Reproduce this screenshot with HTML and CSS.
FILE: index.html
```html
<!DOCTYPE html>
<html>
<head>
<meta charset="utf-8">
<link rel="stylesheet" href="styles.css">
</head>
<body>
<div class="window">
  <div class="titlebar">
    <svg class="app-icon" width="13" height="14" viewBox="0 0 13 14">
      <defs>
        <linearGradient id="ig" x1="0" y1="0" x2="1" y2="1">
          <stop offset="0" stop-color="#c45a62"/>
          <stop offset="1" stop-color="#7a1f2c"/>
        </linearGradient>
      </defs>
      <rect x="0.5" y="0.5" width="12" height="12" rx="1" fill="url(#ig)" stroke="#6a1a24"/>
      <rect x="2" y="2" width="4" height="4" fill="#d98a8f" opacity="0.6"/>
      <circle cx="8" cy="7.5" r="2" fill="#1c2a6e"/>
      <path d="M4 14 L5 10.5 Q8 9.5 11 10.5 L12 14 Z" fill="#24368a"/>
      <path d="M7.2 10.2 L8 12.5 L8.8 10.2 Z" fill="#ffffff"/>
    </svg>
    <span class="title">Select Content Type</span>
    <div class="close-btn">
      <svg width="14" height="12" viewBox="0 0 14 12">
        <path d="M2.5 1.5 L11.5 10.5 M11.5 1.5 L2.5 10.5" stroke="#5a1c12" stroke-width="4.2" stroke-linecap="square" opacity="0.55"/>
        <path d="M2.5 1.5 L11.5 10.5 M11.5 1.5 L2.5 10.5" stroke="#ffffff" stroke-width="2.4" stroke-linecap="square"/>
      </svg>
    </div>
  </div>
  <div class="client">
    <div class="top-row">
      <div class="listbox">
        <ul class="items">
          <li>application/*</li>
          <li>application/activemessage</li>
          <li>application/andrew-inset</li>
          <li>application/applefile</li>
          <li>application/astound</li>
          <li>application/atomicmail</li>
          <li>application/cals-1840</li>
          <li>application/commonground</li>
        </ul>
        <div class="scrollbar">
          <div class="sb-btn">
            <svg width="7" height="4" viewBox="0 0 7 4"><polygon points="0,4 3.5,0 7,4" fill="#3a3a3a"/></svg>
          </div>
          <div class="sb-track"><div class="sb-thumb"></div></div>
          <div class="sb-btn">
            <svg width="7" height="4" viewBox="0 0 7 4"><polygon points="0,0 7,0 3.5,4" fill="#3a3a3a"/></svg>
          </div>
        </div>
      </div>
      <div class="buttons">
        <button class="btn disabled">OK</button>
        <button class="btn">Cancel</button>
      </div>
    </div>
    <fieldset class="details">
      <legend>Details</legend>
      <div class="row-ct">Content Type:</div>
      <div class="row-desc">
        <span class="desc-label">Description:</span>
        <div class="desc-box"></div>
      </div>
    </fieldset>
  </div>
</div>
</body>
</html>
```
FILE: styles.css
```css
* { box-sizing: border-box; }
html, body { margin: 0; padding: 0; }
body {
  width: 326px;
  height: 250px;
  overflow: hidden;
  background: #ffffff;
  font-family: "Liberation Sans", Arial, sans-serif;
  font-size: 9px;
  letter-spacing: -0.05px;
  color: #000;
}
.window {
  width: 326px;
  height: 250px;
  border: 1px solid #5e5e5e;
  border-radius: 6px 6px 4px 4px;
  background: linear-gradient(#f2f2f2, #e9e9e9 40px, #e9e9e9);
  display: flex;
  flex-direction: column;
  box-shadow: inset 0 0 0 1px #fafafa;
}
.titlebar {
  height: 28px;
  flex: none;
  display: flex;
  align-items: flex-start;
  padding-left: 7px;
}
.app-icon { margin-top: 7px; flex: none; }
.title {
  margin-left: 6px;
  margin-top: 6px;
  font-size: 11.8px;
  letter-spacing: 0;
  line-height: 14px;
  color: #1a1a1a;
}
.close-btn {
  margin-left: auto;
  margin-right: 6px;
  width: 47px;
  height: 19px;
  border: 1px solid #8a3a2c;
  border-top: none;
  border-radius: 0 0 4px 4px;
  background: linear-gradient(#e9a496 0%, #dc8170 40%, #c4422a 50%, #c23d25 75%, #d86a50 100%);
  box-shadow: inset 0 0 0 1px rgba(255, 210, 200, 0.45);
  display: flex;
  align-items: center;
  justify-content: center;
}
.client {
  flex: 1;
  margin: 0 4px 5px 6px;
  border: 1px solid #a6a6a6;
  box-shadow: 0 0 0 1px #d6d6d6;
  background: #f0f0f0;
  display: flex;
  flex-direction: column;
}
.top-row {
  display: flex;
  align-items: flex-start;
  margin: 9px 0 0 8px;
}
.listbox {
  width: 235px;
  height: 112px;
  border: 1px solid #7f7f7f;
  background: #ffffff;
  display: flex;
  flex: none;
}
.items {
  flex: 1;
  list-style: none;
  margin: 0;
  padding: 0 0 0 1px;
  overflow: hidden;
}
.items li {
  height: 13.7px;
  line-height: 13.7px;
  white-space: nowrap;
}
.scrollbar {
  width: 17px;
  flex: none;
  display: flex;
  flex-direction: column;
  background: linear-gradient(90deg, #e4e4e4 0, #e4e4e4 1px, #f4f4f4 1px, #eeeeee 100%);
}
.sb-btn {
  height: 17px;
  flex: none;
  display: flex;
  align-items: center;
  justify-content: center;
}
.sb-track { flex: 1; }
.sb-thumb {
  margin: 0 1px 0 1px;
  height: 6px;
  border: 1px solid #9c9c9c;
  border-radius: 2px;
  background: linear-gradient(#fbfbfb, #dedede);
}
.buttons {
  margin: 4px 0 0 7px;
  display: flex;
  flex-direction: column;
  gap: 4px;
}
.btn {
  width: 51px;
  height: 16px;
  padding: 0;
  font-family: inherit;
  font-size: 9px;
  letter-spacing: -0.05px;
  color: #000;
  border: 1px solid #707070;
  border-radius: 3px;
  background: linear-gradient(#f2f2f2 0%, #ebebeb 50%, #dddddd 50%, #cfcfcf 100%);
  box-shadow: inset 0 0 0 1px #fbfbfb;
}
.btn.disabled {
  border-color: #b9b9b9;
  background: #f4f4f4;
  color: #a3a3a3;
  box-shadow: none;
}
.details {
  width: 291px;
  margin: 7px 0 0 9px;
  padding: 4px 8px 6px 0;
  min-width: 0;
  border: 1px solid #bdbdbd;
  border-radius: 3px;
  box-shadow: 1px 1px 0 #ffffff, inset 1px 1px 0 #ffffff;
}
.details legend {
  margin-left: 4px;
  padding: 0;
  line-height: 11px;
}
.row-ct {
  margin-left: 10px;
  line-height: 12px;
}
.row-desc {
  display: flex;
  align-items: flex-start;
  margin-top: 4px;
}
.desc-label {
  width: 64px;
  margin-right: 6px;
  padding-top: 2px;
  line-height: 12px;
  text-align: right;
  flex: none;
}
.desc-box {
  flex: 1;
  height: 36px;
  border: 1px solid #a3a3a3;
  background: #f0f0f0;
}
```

· · ·

• TASK TO CARRY OUT: Recite the full listing above exactly.

• WRITTEN SOLUTION:
Reproduce this screenshot with HTML and CSS.
FILE: index.html
```html
<!DOCTYPE html>
<html>
<head>
<meta charset="utf-8">
<link rel="stylesheet" href="styles.css">
</head>
<body>
<div class="window">
  <div class="titlebar">
    <svg class="app-icon" width="13" height="14" viewBox="0 0 13 14">
      <defs>
        <linearGradient id="ig" x1="0" y1="0" x2="1" y2="1">
          <stop offset="0" stop-color="#c45a62"/>
          <stop offset="1" stop-color="#7a1f2c"/>
        </linearGradient>
      </defs>
      <rect x="0.5" y="0.5" width="12" height="12" rx="1" fill="url(#ig)" stroke="#6a1a24"/>
      <rect x="2" y="2" width="4" height="4" fill="#d98a8f" opacity="0.6"/>
      <circle cx="8" cy="7.5" r="2" fill="#1c2a6e"/>
      <path d="M4 14 L5 10.5 Q8 9.5 11 10.5 L12 14 Z" fill="#24368a"/>
      <path d="M7.2 10.2 L8 12.5 L8.8 10.2 Z" fill="#ffffff"/>
    </svg>
    <span class="title">Select Content Type</span>
    <div class="close-btn">
      <svg width="14" height="12" viewBox="0 0 14 12">
        <path d="M2.5 1.5 L11.5 10.5 M11.5 1.5 L2.5 10.5" stroke="#5a1c12" stroke-width="4.2" stroke-linecap="square" opacity="0.55"/>
        <path d="M2.5 1.5 L11.5 10.5 M11.5 1.5 L2.5 10.5" stroke="#ffffff" stroke-width="2.4" stroke-linecap="square"/>
      </svg>
    </div>
  </div>
  <div class="client">
    <div class="top-row">
      <div class="listbox">
        <ul class="items">
          <li>application/*</li>
          <li>application/activemessage</li>
          <li>application/andrew-inset</li>
          <li>application/applefile</li>
          <li>application/astound</li>
          <li>application/atomicmail</li>
          <li>application/cals-1840</li>
          <li>application/commonground</li>
        </ul>
        <div class="scrollbar">
          <div class="sb-btn">
            <svg width="7" height="4" viewBox="0 0 7 4"><polygon points="0,4 3.5,0 7,4" fill="#3a3a3a"/></svg>
          </div>
          <div class="sb-track"><div class="sb-thumb"></div></div>
          <div class="sb-btn">
            <svg width="7" height="4" viewBox="0 0 7 4"><polygon points="0,0 7,0 3.5,4" fill="#3a3a3a"/></svg>
          </div>
        </div>
      </div>
      <div class="buttons">
        <button class="btn disabled">OK</button>
        <button class="btn">Cancel</button>
      </div>
    </div>
    <fieldset class="details">
      <legend>Details</legend>
      <div class="row-ct">Content Type:</div>
      <div class="row-desc">
        <span class="desc-label">Description:</span>
        <div class="desc-box"></div>
      </div>
    </fieldset>
  </div>
</div>
</body>
</html>
```
FILE: styles.css
```css
* { box-sizing: border-box; }
html, body { margin: 0; padding: 0; }
body {
  width: 326px;
  height: 250px;
  overflow: hidden;
  background: #ffffff;
  font-family: "Liberation Sans", Arial, sans-serif;
  font-size: 9px;
  letter-spacing: -0.05px;
  color: #000;
}
.window {
  width: 326px;
  height: 250px;
  border: 1px solid #5e5e5e;
  border-radius: 6px 6px 4px 4px;
  background: linear-gradient(#f2f2f2, #e9e9e9 40px, #e9e9e9);
  display: flex;
  flex-direction: column;
  box-shadow: inset 0 0 0 1px #fafafa;
}
.titlebar {
  height: 28px;
  flex: none;
  display: flex;
  align-items: flex-start;
  padding-left: 7px;
}
.app-icon { margin-top: 7px; flex: none; }
.title {
  margin-left: 6px;
  margin-top: 6px;
  font-size: 11.8px;
  letter-spacing: 0;
  line-height: 14px;
  color: #1a1a1a;
}
.close-btn {
  margin-left: auto;
  margin-right: 6px;
  width: 47px;
  height: 19px;
  border: 1px solid #8a3a2c;
  border-top: none;
  border-radius: 0 0 4px 4px;
  background: linear-gradient(#e9a496 0%, #dc8170 40%, #c4422a 50%, #c23d25 75%, #d86a50 100%);
  box-shadow: inset 0 0 0 1px rgba(255, 210, 200, 0.45);
  display: flex;
  align-items: center;
  justify-content: center;
}
.client {
  flex: 1;
  margin: 0 4px 5px 6px;
  border: 1px solid #a6a6a6;
  box-shadow: 0 0 0 1px #d6d6d6;
  background: #f0f0f0;
  display: flex;
  flex-direction: column;
}
.top-row {
  display: flex;
  align-items: flex-start;
  margin: 9px 0 0 8px;
}
.listbox {
  width: 235px;
  height: 112px;
  border: 1px solid #7f7f7f;
  background: #ffffff;
  display: flex;
  flex: none;
}
.items {
  flex: 1;
  list-style: none;
  margin: 0;
  padding: 0 0 0 1px;
  overflow: hidden;
}
.items li {
  height: 13.7px;
  line-height: 13.7px;
  white-space: nowrap;
}
.scrollbar {
  width: 17px;
  flex: none;
  display: flex;
  flex-direction: column;
  background: linear-gradient(90deg, #e4e4e4 0, #e4e4e4 1px, #f4f4f4 1px, #eeeeee 100%);
}
.sb-btn {
  height: 17px;
  flex: none;
  display: flex;
  align-items: center;
  justify-content: center;
}
.sb-track { flex: 1; }
.sb-thumb {
  margin: 0 1px 0 1px;
  height: 6px;
  border: 1px solid #9c9c9c;
  border-radius: 2px;
  background: linear-gradient(#fbfbfb, #dedede);
}
.buttons {
  margin: 4px 0 0 7px;
  display: flex;
  flex-direction: column;
  gap: 4px;
}
.btn {
  width: 51px;
  height: 16px;
  padding: 0;
  font-family: inherit;
  font-size: 9px;
  letter-spacing: -0.05px;
  color: #000;
  border: 1px solid #707070;
  border-radius: 3px;
  background: linear-gradient(#f2f2f2 0%, #ebebeb 50%, #dddddd 50%, #cfcfcf 100%);
  box-shadow: inset 0 0 0 1px #fbfbfb;
}
.btn.disabled {
  border-color: #b9b9b9;
  background: #f4f4f4;
  color: #a3a3a3;
  box-shadow: none;
}
.details {
  width: 291px;
  margin: 7px 0 0 9px;
  padding: 4px 8px 6px 0;
  min-width: 0;
  border: 1px solid #bdbdbd;
  border-radius: 3px;
  box-shadow: 1px 1px 0 #ffffff, inset 1px 1px 0 #ffffff;
}
.details legend {
  margin-left: 4px;
  padding: 0;
  line-height: 11px;
}
.row-ct {
  margin-left: 10px;
  line-height: 12px;
}
.row-desc {
  display: flex;
  align-items: flex-start;
  margin-top: 4px;
}
.desc-label {
  width: 64px;
  margin-right: 6px;
  padding-top: 2px;
  line-height: 12px;
  text-align: right;
  flex: none;
}
.desc-box {
  flex: 1;
  height: 36px;
  border: 1px solid #a3a3a3;
  background: #f0f0f0;
}
```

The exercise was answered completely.